Tuesday, September 25, 2012
Theatre Gym "The Miser" review by BobEvans
The Theatre Gym
If you like to leave a theater performance smiling and entertained, consider The Miser presented by Theater Gym in the Union Station H&R Block Stage.
Be prepared to be entertained by an updated French Farce written by Moliere and updated by Stephen Booser. Even though performed in late 1700s costumes with white face paint, the updated, modern dialog fits just fine and entertains the audience.
Obviously, the play focuses on the main character, the miser, Harpagon, who loves money as much as life itself. Every spare moment consumes him with worry about protecting his money, making more money, and seeing how far he can stretch each coin to gain the maximum with the barest of minimum cost. His horses are unshod, too skinny, and weak to pull a carriage; and, the thought of spending money for a matrimonial dinner almost sends shockwaves through his being. He directs his stewards to serve "lots of water" and only serve wine to those that are thirsty, and only after they ask twice for wine.
Masterfully portrayed by Alan Tilson, Harpagon maintains a stage presence for almost all of the performance. His character seldom leaves the stage and most of the action centers on or about him. Even aware of his audience, Harpagon threatens to hang everyone when his precious money box is discovered and taken. Even the audience fails to escape his threats as his passion to recover his stolen wealth leads him to threaten death by hanging to the entire audience and all the townspeople of his village.
As for casting, director Art Suskin assembled an ensemble cast that understood the material, the physical comedy, his direction, and the overall importance of integrating their parts to build a cohesive performance with limited props.
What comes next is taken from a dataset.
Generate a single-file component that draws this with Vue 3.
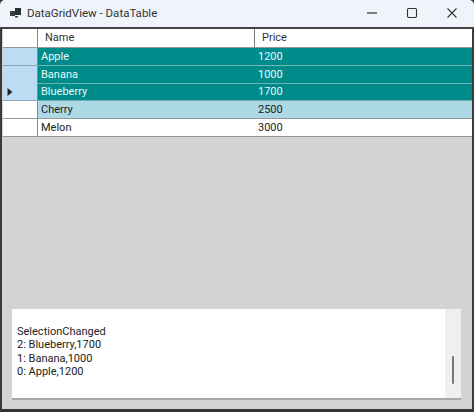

In such an ensemble one character weakness can wreck a good production. In The Miser, no weak performances exist. In a show like this, with one central character, all the supporting characters need precise character development to hold their own against a strong central character. Rest assured, in this case all actors performed flawlessly.
Alan Tilson uses his voice, comedic timing, physical comedy, and expression to craft a masterful Harpagon. Just to watch him, alone, is worth the price of admission. His delivery is crisp, clear, and funny.
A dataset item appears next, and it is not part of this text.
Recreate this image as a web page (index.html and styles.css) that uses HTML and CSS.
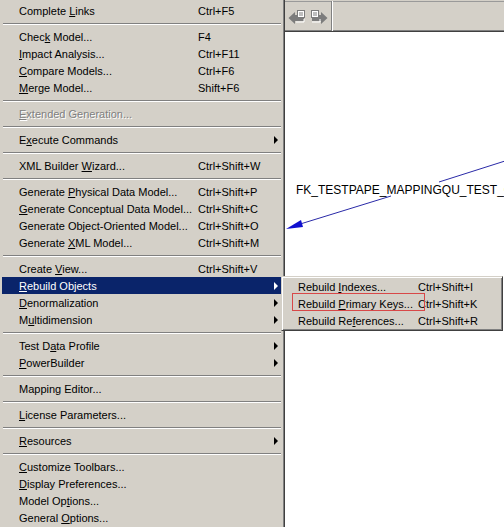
FILE: index.html
```html
<!DOCTYPE html>
<html>
<head>
<meta charset="utf-8">
<link rel="stylesheet" href="styles.css">
</head>
<body>
<div class="screen">
  <div class="menu">
    <div class="item"><span class="label">Complete <u>L</u>inks</span><span class="key">Ctrl+F5</span></div>
    <div class="sep"></div>
    <div class="item"><span class="label">Chec<u>k</u> Model...</span><span class="key">F4</span></div>
    <div class="item"><span class="label"><u>I</u>mpact Analysis...</span><span class="key">Ctrl+F11</span></div>
    <div class="item"><span class="label"><u>C</u>ompare Models...</span><span class="key">Ctrl+F6</span></div>
    <div class="item"><span class="label"><u>M</u>erge Model...</span><span class="key">Shift+F6</span></div>
    <div class="sep"></div>
    <div class="item disabled"><span class="label"><u>E</u>xtended Generation...</span><span class="key"></span></div>
    <div class="sep"></div>
    <div class="item"><span class="label">E<u>x</u>ecute Commands</span><span class="key"></span><span class="arrow"></span></div>
    <div class="sep"></div>
    <div class="item"><span class="label">XML Builder <u>W</u>izard...</span><span class="key">Ctrl+Shift+W</span></div>
    <div class="sep"></div>
    <div class="item"><span class="label">Generate <u>P</u>hysical Data Model...</span><span class="key">Ctrl+Shift+P</span></div>
    <div class="item"><span class="label"><u>G</u>enerate Conceptual Data Model...</span><span class="key">Ctrl+Shift+C</span></div>
    <div class="item"><span class="label">Generate Ob<u>j</u>ect-Oriented Model...</span><span class="key">Ctrl+Shift+O</span></div>
    <div class="item"><span class="label">Generate <u>X</u>ML Model...</span><span class="key">Ctrl+Shift+M</span></div>
    <div class="sep"></div>
    <div class="item"><span class="label">Create <u>V</u>iew...</span><span class="key">Ctrl+Shift+V</span></div>
    <div class="item active"><span class="label"><u>R</u>ebuild Objects</span><span class="key"></span><span class="arrow"></span></div>
    <div class="item"><span class="label"><u>D</u>enormalization</span><span class="key"></span><span class="arrow"></span></div>
    <div class="item"><span class="label">M<u>u</u>ltidimension</span><span class="key"></span><span class="arrow"></span></div>
    <div class="sep"></div>
    <div class="item"><span class="label">Test D<u>a</u>ta Profile</span><span class="key"></span><span class="arrow"></span></div>
    <div class="item"><span class="label"><u>P</u>owerBuilder</span><span class="key"></span><span class="arrow"></span></div>
    <div class="sep"></div>
    <div class="item"><span class="label">Mapping Editor...</span><span class="key"></span></div>
    <div class="sep"></div>
    <div class="item"><span class="label"><u>L</u>icense Parameters...</span><span class="key"></span></div>
    <div class="sep"></div>
    <div class="item"><span class="label"><u>R</u>esources</span><span class="key"></span><span class="arrow"></span></div>
    <div class="sep"></div>
    <div class="item"><span class="label"><u>C</u>ustomize Toolbars...</span><span class="key"></span></div>
    <div class="item"><span class="label"><u>D</u>isplay Preferences...</span><span class="key"></span></div>
    <div class="item"><span class="label">Model Op<u>t</u>ions...</span><span class="key"></span></div>
    <div class="item"><span class="label">General <u>O</u>ptions...</span><span class="key"></span></div>
  </div>
  <div class="pane">
    <div class="toolbar">
      <div class="tbgroup">
        <svg class="tbicon" width="18" height="14" viewBox="0 0 18 14">
          <polygon points="0.5,8 7,2 7,5 16,5 16,11 7,11 7,14" fill="#7c7c7c"/>
          <rect x="9.5" y="0.5" width="7" height="7" fill="#ffffff" stroke="#7c7c7c"/>
          <line x1="11" y1="3" x2="15" y2="3" stroke="#7c7c7c"/>
          <line x1="11" y1="5" x2="15" y2="5" stroke="#7c7c7c"/>
          <polyline points="8,12 16,12 16,9" fill="none" stroke="#ffffff"/>
        </svg>
        <svg class="tbicon" width="18" height="14" viewBox="0 0 18 14">
          <polygon points="17.5,8 11,2 11,5 2,5 2,11 11,11 11,14" fill="#7c7c7c"/>
          <rect x="1.5" y="0.5" width="7" height="7" fill="#ffffff" stroke="#7c7c7c"/>
          <line x1="3" y1="3" x2="7" y2="3" stroke="#7c7c7c"/>
          <line x1="3" y1="5" x2="7" y2="5" stroke="#7c7c7c"/>
          <polyline points="2,12 10,12 10,9" fill="none" stroke="#ffffff"/>
        </svg>
      </div>
    </div>
    <div class="canvas">
      <svg class="diagram" width="219" height="495" viewBox="0 0 219 495">
        <line x1="220" y1="129" x2="154" y2="150" stroke="#2a2aa8" stroke-width="1"/>
        <line x1="106" y1="164" x2="12" y2="193" stroke="#2a2aa8" stroke-width="1"/>
        <polygon points="1,197 16,188 18,195" fill="#1010d0"/>
        <text x="11" y="162" class="fk">FK_TESTPAPE_MAPPINGQU_TEST_QUESTION</text>
      </svg>
    </div>
  </div>
  <div class="submenu">
    <div class="item"><span class="slabel">Rebuild <u>I</u>ndexes...</span><span class="key">Ctrl+Shift+I</span></div>
    <div class="item"><span class="slabel">Rebuild <u>P</u>rimary Keys...</span><span class="key">Ctrl+Shift+K</span></div>
    <div class="item"><span class="slabel">Rebuild Re<u>f</u>erences...</span><span class="key">Ctrl+Shift+R</span></div>
    <div class="mark"></div>
  </div>
</div>
</body>
</html>
```

FILE: styles.css
```css
html, body {
  margin: 0;
  padding: 0;
}
body {
  width: 504px;
  height: 527px;
  overflow: hidden;
  background: #ffffff;
  font-family: "Liberation Sans", Arial, sans-serif;
  font-size: 11px;
  color: #000000;
}
.screen {
  position: relative;
  display: flex;
  width: 504px;
  height: 527px;
  overflow: hidden;
}
.menu {
  box-sizing: border-box;
  width: 285px;
  flex: none;
  height: 527px;
  padding: 2px 2px 0 2px;
  background: #d4d0c8;
  border-right: 1px solid #404040;
  box-shadow: inset -1px 0 0 #808080;
}
.item {
  box-sizing: border-box;
  display: flex;
  align-items: center;
  height: 17px;
  line-height: 16px;
  padding-top: 1px;
  padding-left: 17px;
  padding-right: 4px;
  white-space: nowrap;
}
.item u {
  text-decoration: underline;
  text-underline-offset: 1px;
}
.label {
  width: 179px;
  flex: none;
}
.key {
  flex: 1;
}
.arrow {
  width: 0;
  height: 0;
  margin-top: -1px;
  border-left: 4px solid #000000;
  border-top: 4px solid transparent;
  border-bottom: 4px solid transparent;
}
.item.active {
  background: #0a246a;
  color: #ffffff;
}
.item.active .arrow {
  border-left-color: #ffffff;
}
.item.disabled {
  color: #808080;
  text-shadow: 1px 1px 0 #ffffff;
}
.sep {
  height: 9px;
  box-sizing: border-box;
  margin: 0 1px;
  padding-top: 4px;
}
.sep::before {
  content: "";
  display: block;
  height: 1px;
  background: #808080;
  border-bottom: 1px solid #ffffff;
}
.pane {
  flex: 1;
  display: flex;
  flex-direction: column;
  min-width: 0;
}
.toolbar {
  box-sizing: border-box;
  height: 32px;
  flex: none;
  background: #d4d0c8;
  border-top: 1px solid #d4d0c8;
  box-shadow: inset 0 1px 0 #9a9a9a, inset 0 -1px 0 #808080;
  border-bottom: 1px solid #404040;
  display: flex;
}
.tbgroup {
  width: 47px;
  display: flex;
  align-items: center;
  gap: 4px;
  padding-left: 3px;
  padding-top: 2px;
  box-sizing: border-box;
  border-right: 1px solid #808080;
  box-shadow: 1px 0 0 #ffffff;
  height: 30px;
}
.tbicon {
  display: block;
}
.canvas {
  flex: 1;
  background: #ffffff;
  position: relative;
  overflow: hidden;
}
.diagram {
  position: absolute;
  left: 0;
  top: 0;
}
.fk {
  font-family: "Liberation Sans", Arial, sans-serif;
  font-size: 12px;
  fill: #000000;
}
.submenu {
  position: absolute;
  left: 281px;
  top: 276px;
  width: 222px;
  height: 55px;
  box-sizing: border-box;
  padding: 1px;
  background: #d4d0c8;
  border: 1px solid;
  border-color: #d4d0c8 #404040 #404040 #d4d0c8;
  box-shadow: inset 1px 1px 0 #ffffff, inset -1px -1px 0 #808080;
}
.submenu .item {
  padding-left: 15px;
}
.slabel {
  width: 120px;
  flex: none;
}
.mark {
  position: absolute;
  left: 10px;
  top: 16px;
  width: 133px;
  height: 18px;
  box-sizing: border-box;
  border: 1px solid #d84848;
}
```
In this Moliere comedy, males dominate the supporting cast. Only four females are included in the cast and are all good in their parts. Most prominent are the characters of Elise, Harpagon's daughter, portrayed by Devon Barnes; and Frosine, a matchmaker, played by Bianca N. Jordan. Each understands her character and interacts well with the men as the comedy develops. Much of the plot concerns Elise's intent to marry Valere (Andy Penn), but Harpagon, her father, intends to marry her off to an elder man of noted wealth. Frosine creates a triangle of affection by arranging for Harpagon to marry a much younger MaryAnn (Sarah Jeter), who loves Cleante (Brian Huther), Harpagon's son. So, the stage is set for a triangle involving a father, son, and one object of affection. Another triangle involves Elise, Valere, and the older Anselm (Greg Lane).
Count on the male characters to deliver the conflicts and more physical comedy to drive the show forward. Brian Huther gives strong physical comedy with his character of Cleante. Andy Penn's character, Valere, is less physically demanding, but pivotal in setting up Harpagon with flattery to gain his confidence. Later, after his character is falsely accused Valere (Penn) must serve as the means of resolution to the whole mess created in the farce. He moves effortlessly in both tasks. Mike Ott as La Fleche gives reason for the audience to laugh with his interaction with Harpagon and with his deft physical comedy. And, Jack Winslow's character of Jacques creates much of the chaos with his double-cross of Valere and his misinterpretation of an agreement between Harpagon and Cleante.
Others in the cast include Elizabeth Hill (Dame Claude), Dean Kinsey (Constable and La Merluche) Spencer Carney (The Clerk, and Brindavoine) and Greg Lane (Anselm and Simon). While their parts were smaller, their interactions and characterizations matched the others in the cast and moved the play forward. In all, all characters maintained the fast pace and moved the production forward.
A French farce always resolves a seemingly irresolvable, tangled mess of characters and situations to a happy ending, leaving the audience fulfilled and smiling. The Miser succeeds in accomplishing this. Just think of all the messes associated with TV soap operas but in this case all are funny instead of dramatic. So, sit back, smile, laugh and enjoy The Miser.